Acceptance is another concept that can determine if a contract is binding or not (Yusoff et al. 2015). Zak had made his offer, while the seller had accepted the offer under his terms and conditions for purchasing the watch at £6,000 by cheque. The contract cannot be binding because even though Ken and Perry had consented to the terms and conditions that Zak had offered, their acceptance did not reach the seller due to the internet problems. Consequently, Zak accepted to purchase the watch for the new price of £6,500 even though his approval came when the time of the offer was closed by almost 12 hours. The contract is also not binding as valuable considerations do not reinforce it. It is evident that the parties involved lacked communication mediums to reach a consensus. In this case, both parties never made a promise to carry out their obligations in return for the other party to provide a benefit of value. Even though Ben and Perry agreed to sell the watch at the initial offer of £6,000, they never made the official promise, which means they did not leave up to the requirements of the consideration, which further nullifies the argument that the contract was binding. Moreover, since Zak agreed to pay the watch at the new price of £6,000, the offer had been closed and as such; Ben and Perry did not have any obligation of fulfilling their promise.

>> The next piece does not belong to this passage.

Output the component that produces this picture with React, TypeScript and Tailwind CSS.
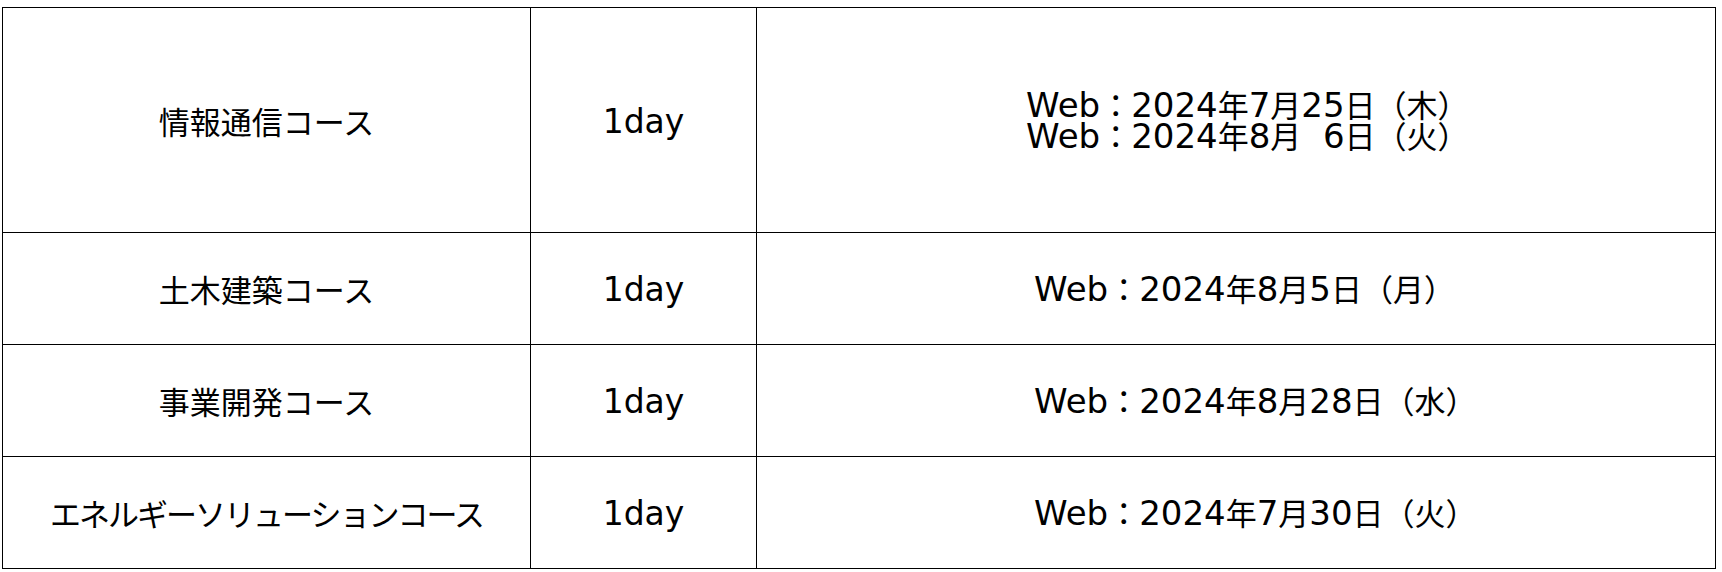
const rows = [
  {
    name: "情報通信コース",
    dates: ["Web：2024年7月25日（木）", "Web：2024年8月\u00a0\u00a06日（火）"],
    tall: true,
  },
  { name: "土木建築コース", dates: ["Web：2024年8月5日（月）"] },
  { name: "事業開発コース", dates: ["Web：2024年8月28日（水）"] },
  { name: "エネルギーソリューションコース", dates: ["Web：2024年7月30日（火）"], narrow: true },
];

// latin runs get a wider face, kanji/kana stay in Noto CJK
const Mixed = ({ text, big }: { text: string; big?: boolean }) => (
  <>
    {text.split(/([A-Za-z0-9\u00a0]+)/).map((part, i) =>
      /^[A-Za-z0-9\u00a0]+$/.test(part) ? (
        <span
          key={i}
          className={big ? "font-['DejaVu_Sans',sans-serif] text-[34px]" : "font-['DejaVu_Sans',sans-serif] text-[33px]"}
        >
          {part}
        </span>
      ) : (
        <span key={i}>{part}</span>
      )
    )}
  </>
);

const App = () => {
  return (
    <div className="w-screen h-screen bg-white pl-[2px] pt-[7px] font-['Noto_Sans_CJK_JP',sans-serif] text-black">
      <table className="border-collapse table-fixed w-[1714px] text-[31px] leading-[29px]">
        <colgroup>
          <col className="w-[528px]" />
          <col className="w-[226px]" />
          <col />
        </colgroup>
        <tbody>
          {rows.map((r) => (
            <tr key={r.name} className={r.tall ? "h-[225px]" : "h-[112px]"}>
              <td className={`border border-black text-center align-middle ${r.narrow ? "tracking-[-2px]" : ""}`}>
                {r.name}
              </td>
              <td className="border border-black text-center align-middle">
                <Mixed text="1day" />
              </td>
              <td className={`border border-black text-left align-middle ${r.tall ? "pl-[269px]" : "pl-[277px]"}`}>
                {r.dates.map((d) => (
                  <div key={d} className="whitespace-nowrap">
                    <Mixed text={d} big />
                  </div>
                ))}
              </td>
            </tr>
          ))}
        </tbody>
      </table>
    </div>
  );
};

export default App;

Employment laws are the laws that control the relationship between the employees and employers. Control tests, integration tests, and multiple tests are the examples of employment laws that the court uses in making the judgment in cases involving employees and employers. Business laws, on the other hand, refer to the regulations that dictate how the business runs including the laws governing the contract between a seller and a buyer. In this connection, Sales of Goods Act is being used as the Act of Parliament that rules the exclusion of clauses as it governs the violation of the contract made when a buyer sells goods to sellers.